JPG: I guess, I’m consciously forgetting the entire line.

CB: One thing that characterizes me as a writer and the Spin Doctors in particular is its sad lyrics with happy music. Spin Doctors had material that was and is as dark as a lot of the grunge bands but we’re more famous for our more upbeat stuff. The difference between Spin Doctors, lyrically and philosophically, was we were not nihilists. I believe in humanity and I still believe that people, even in these dark times…what’s that Martin Luther King line that the universe overall arcs towards goodness?

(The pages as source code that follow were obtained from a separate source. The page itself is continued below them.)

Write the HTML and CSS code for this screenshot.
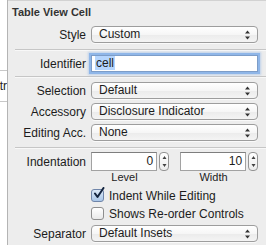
FILE: index.html
```html
<!DOCTYPE html>
<html lang="en">
<head>
	<meta charset="UTF-8">
	<title>Table View Cell</title>
	<link rel="stylesheet" href="styles.css">
</head>
<body>
	<div class="strip">
		<div class="strip-top"></div>
		<div class="strip-cell"><span>Attr</span></div>
	</div>
	<div class="panel">
		<div class="title">Table View Cell</div>

		<div class="row r-style">
			<label>Style</label>
			<div class="popup">Custom<svg class="arrows" width="7" height="10" viewBox="0 0 7 10"><path d="M3.5 0.5 L6 3.5 H1 Z M3.5 9.5 L6 6.5 H1 Z" fill="#333"/></svg></div>
		</div>
		<div class="sep"></div>

		<div class="row r-ident">
			<label>Identifier</label>
			<div class="field focus"><span class="sel">cell</span></div>
		</div>
		<div class="sep s2"></div>

		<div class="row r-pop">
			<label>Selection</label>
			<div class="popup">Default<svg class="arrows" width="7" height="10" viewBox="0 0 7 10"><path d="M3.5 0.5 L6 3.5 H1 Z M3.5 9.5 L6 6.5 H1 Z" fill="#333"/></svg></div>
		</div>
		<div class="row r-pop">
			<label>Accessory</label>
			<div class="popup">Disclosure Indicator<svg class="arrows" width="7" height="10" viewBox="0 0 7 10"><path d="M3.5 0.5 L6 3.5 H1 Z M3.5 9.5 L6 6.5 H1 Z" fill="#333"/></svg></div>
		</div>
		<div class="row r-pop">
			<label>Editing Acc.</label>
			<div class="popup">None<svg class="arrows" width="7" height="10" viewBox="0 0 7 10"><path d="M3.5 0.5 L6 3.5 H1 Z M3.5 9.5 L6 6.5 H1 Z" fill="#333"/></svg></div>
		</div>
		<div class="sep s3"></div>

		<div class="row r-indent">
			<label>Indentation</label>
			<div class="pair">
				<div class="num">0</div>
				<div class="stepper"><svg width="9" height="19" viewBox="0 0 9 19"><path d="M4.5 4 L6.5 7 H2.5 Z M4.5 15 L6.5 12 H2.5 Z" fill="#444"/></svg></div>
				<div class="num n2">10</div>
				<div class="stepper"><svg width="9" height="19" viewBox="0 0 9 19"><path d="M4.5 4 L6.5 7 H2.5 Z M4.5 15 L6.5 12 H2.5 Z" fill="#444"/></svg></div>
			</div>
		</div>
		<div class="row r-sub">
			<span></span>
			<div class="pair">
				<span class="sub">Level</span>
				<span class="sub s-w">Width</span>
			</div>
		</div>

		<div class="row r-check">
			<span></span>
			<div class="check-line"><span class="box on"><svg width="14" height="14" viewBox="0 0 14 14"><path d="M3 6.5 L5.5 10 L11.5 1" fill="none" stroke="#13243f" stroke-width="2" stroke-linecap="round" stroke-linejoin="round"/></svg></span>Indent While Editing</div>
		</div>
		<div class="row r-check c2">
			<span></span>
			<div class="check-line"><span class="box"></span>Shows Re-order Controls</div>
		</div>

		<div class="row r-sepr">
			<label>Separator</label>
			<div class="popup">Default Insets<svg class="arrows" width="7" height="10" viewBox="0 0 7 10"><path d="M3.5 0.5 L6 3.5 H1 Z M3.5 9.5 L6 6.5 H1 Z" fill="#333"/></svg></div>
		</div>
	</div>
</body>
</html>
```

FILE: styles.css
```css
html, body { margin: 0; height: 100%; }
body { display: flex; overflow: hidden; background: #ededed; font-family: "Liberation Sans", Arial, sans-serif; font-size: 12px; color: #1c1c1c; }

.strip { width: 7px; flex: none; background: #fff; border-right: 1px solid #b4b4b4; }
.strip-top { height: 70px; border-bottom: 1px solid #c8c8c8; }
.strip-cell { height: 30px; border-bottom: 1px solid #c8c8c8; display: flex; justify-content: flex-end; align-items: center; overflow: hidden; white-space: nowrap; color: #222; }

.panel { flex: 1; padding: 0 0 0 4px; border-top: 1px solid #d2d2d2; }
.title { margin-top: 5px; height: 12px; line-height: 12px; font-size: 11px; font-weight: bold; color: #333; }

.row { display: grid; grid-template-columns: 74px 167px; column-gap: 5px; align-items: center; }
.row label { text-align: right; white-space: nowrap; }
.r-style { margin-top: 8px; }
.r-ident { margin-top: 4px; }
.r-pop { margin-top: 4px; }
.r-indent { margin-top: 3px; }
.r-sub { margin-top: 1px; }
.r-check { margin-top: 6px; }
.r-check.c2 { margin-top: 5px; }
.r-sepr { margin-top: 5px; }

.sep { margin: 6px 0 0 3px; height: 1px; background: #c6c6c6; border-bottom: 1px solid #f8f8f8; }
.sep.s2 { margin-top: 4px; }
.sep.s3 { margin-top: 6px; }

.popup { height: 15px; line-height: 15px; border: 1px solid #9d9d9d; border-radius: 4px; padding-left: 7px; display: flex; align-items: center; justify-content: space-between; background: linear-gradient(#ffffff, #f6f6f6 50%, #ebebeb 51%, #f4f4f4); box-shadow: 0 1px 0 rgba(255,255,255,0.7); }
.arrows { margin-right: 6px; }

.field { height: 15px; line-height: 15px; background: #fff; border: 1px solid #7d9dc8; padding-left: 3px; box-shadow: 0 0 0 2px #8fb6e8, 0 0 2px 3px rgba(143,182,232,0.5); }
.sel { background: #b5d5fd; padding: 0 1px; }

.pair { display: flex; align-items: center; }
.num { box-sizing: border-box; width: 67px; height: 19px; line-height: 17px; background: #fff; border: 1px solid #a2a2a2; border-top-color: #7e7e7e; text-align: right; padding-right: 3px; }
.num.n2 { margin-left: 11px; }
.stepper { box-sizing: border-box; width: 10px; height: 19px; margin-left: 2px; border: 1px solid #949494; border-radius: 4px; background: linear-gradient(#fff, #ececec); display: flex; justify-content: center; align-items: center; overflow: hidden; }
.stepper svg { flex: none; }

.sub { width: 67px; text-align: center; font-size: 11px; line-height: 11px; color: #222; }
.sub.s-w { margin-left: 22px; }

.check-line { display: flex; align-items: center; gap: 5px; height: 13px; white-space: nowrap; }
.box { position: relative; box-sizing: border-box; width: 13px; height: 13px; border: 1px solid #8e8e8e; border-radius: 3px; background: linear-gradient(#ffffff, #e9e9e9); flex: none; }
.box.on { border-color: #6f85a9; background: linear-gradient(#dbe8f7, #a9c6e8); }
.box svg { position: absolute; left: 0; top: -3px; }
```
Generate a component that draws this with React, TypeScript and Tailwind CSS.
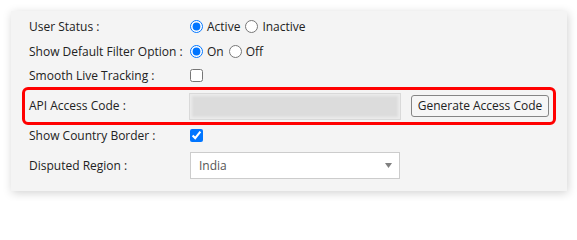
import React from "react";

const font = { fontFamily: '"Open Sans", "Noto Sans", sans-serif' };

function Radio({ checked }: { checked: boolean }) {
  return (
    <input
      type="radio"
      readOnly
      checked={checked}
      className="m-0 w-[13px] h-[13px] accent-[#0075ff] shrink-0"
    />
  );
}

export default function App() {
  return (
    <div
      className="w-[577px] h-[201px] bg-white pt-[11px] pl-[11px] text-[12px] text-[#222]"
      style={font}
    >
      <div className="w-[556px] h-[180px] bg-[#f4f4f4] shadow-[1px_2px_9px_rgba(0,0,0,0.18)] flex flex-col px-[11px] pt-[3px]">
        <div className="flex items-center h-[25px] pl-[7px]">
          <div className="w-[161px] shrink-0">User Status :</div>
          <div className="flex items-center">
            <Radio checked />
            <span className="ml-[4px]">Active</span>
            <span className="ml-[5px] flex items-center">
              <Radio checked={false} />
            </span>
            <span className="ml-[4px]">Inactive</span>
          </div>
        </div>
        <div className="flex items-center h-[25px] pl-[7px]">
          <div className="w-[161px] shrink-0">Show Default Filter Option :</div>
          <div className="flex items-center">
            <Radio checked />
            <span className="ml-[4px]">On</span>
            <span className="ml-[5px] flex items-center">
              <Radio checked={false} />
            </span>
            <span className="ml-[4px]">Off</span>
          </div>
        </div>
        <div className="flex items-center h-[23px] pl-[7px]">
          <div className="w-[161px] shrink-0">Smooth Live Tracking :</div>
          <input
            type="checkbox"
            readOnly
            className="m-0 w-[13px] h-[13px] accent-[#0075ff]"
          />
        </div>
        <div className="flex items-center h-[38px] border-[3px] border-[#ff0000] rounded-[6px] pl-[4px]">
          <div className="w-[160px] shrink-0">API Access Code :</div>
          <div className="w-[212px] h-[27px] border border-[#d9d9d9] bg-[#ececec] p-[2px] overflow-hidden">
            <div className="w-full h-full bg-[#dcdcdc] blur-[1px]" />
          </div>
          <button className="ml-[10px] w-[138px] h-[22px] border border-[#858585] rounded-[3px] bg-[#f6f6f6] text-[12px] text-[#222] leading-none flex items-center justify-center">
            Generate Access Code
          </button>
        </div>
        <div className="flex items-center h-[21px] pl-[7px]">
          <div className="w-[161px] shrink-0">Show Country Border :</div>
          <input
            type="checkbox"
            readOnly
            checked
            className="m-0 w-[13px] h-[13px] accent-[#0075ff]"
          />
        </div>
        <div className="flex items-center h-[27px] mt-[6px] pl-[7px]">
          <div className="w-[161px] shrink-0">Disputed Region :</div>
          <div className="w-[210px] h-[27px] border border-[#cccccc] bg-white flex items-center pl-[8px] pr-[7px] text-[#555]">
            <span className="flex-1">India</span>
            <svg width="7" height="5" viewBox="0 0 7 5">
              <path d="M0 0H7L3.5 5Z" fill="#808080" />
            </svg>
          </div>
        </div>
      </div>
    </div>
  );
}
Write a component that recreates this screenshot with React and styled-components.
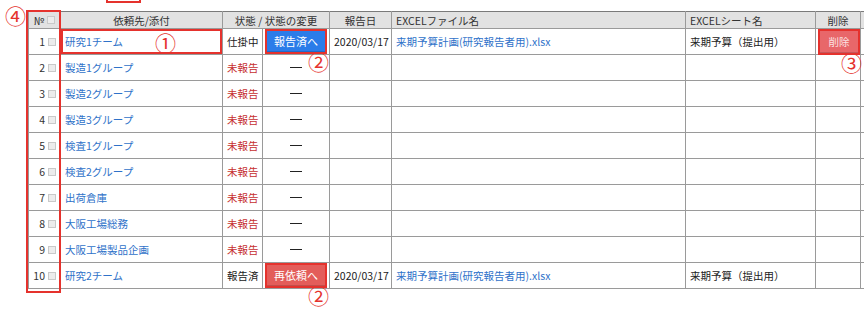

In a tune like “Still a Beautiful World” there’s a bittersweet slant to it. I say, “Picasso and Rembrandt you know they paint the sunsets now/And Euclid aims the moonbeams as they gleam between the boughs/you can believe they’re up in heaven if it helps your garden grow/it’s still a beautiful world/but we destroyed it long ago.” I always feel funny interpreting my lyrics but what I intended when I wrote that was we are living on this planet that is facing an ecological disaster. Things seem to be going to hell in a hand basket but we still have the genius of Picasso and Rembrandt and the mathematical insights of Euclid. From a human perspective, Euclid aims the moonbeams as they gleam between the boughs. We are this amazing animal that can interpret moonbeams and branches and the angles of those beams, and we see straight lines as straight lines. It’s a totally abstract concept that is a formulation of the human mind.

As a species, we’re this double-edged sword. Even if we don’t make it, there’s gonna be some really beautiful vases (slight laugh) and things for the aliens to find. We’ve done a lot of really beautiful stuff, and that beauty without a human mind, there is nothing. There’s no beauty to be interpreted because it’s all from our minds.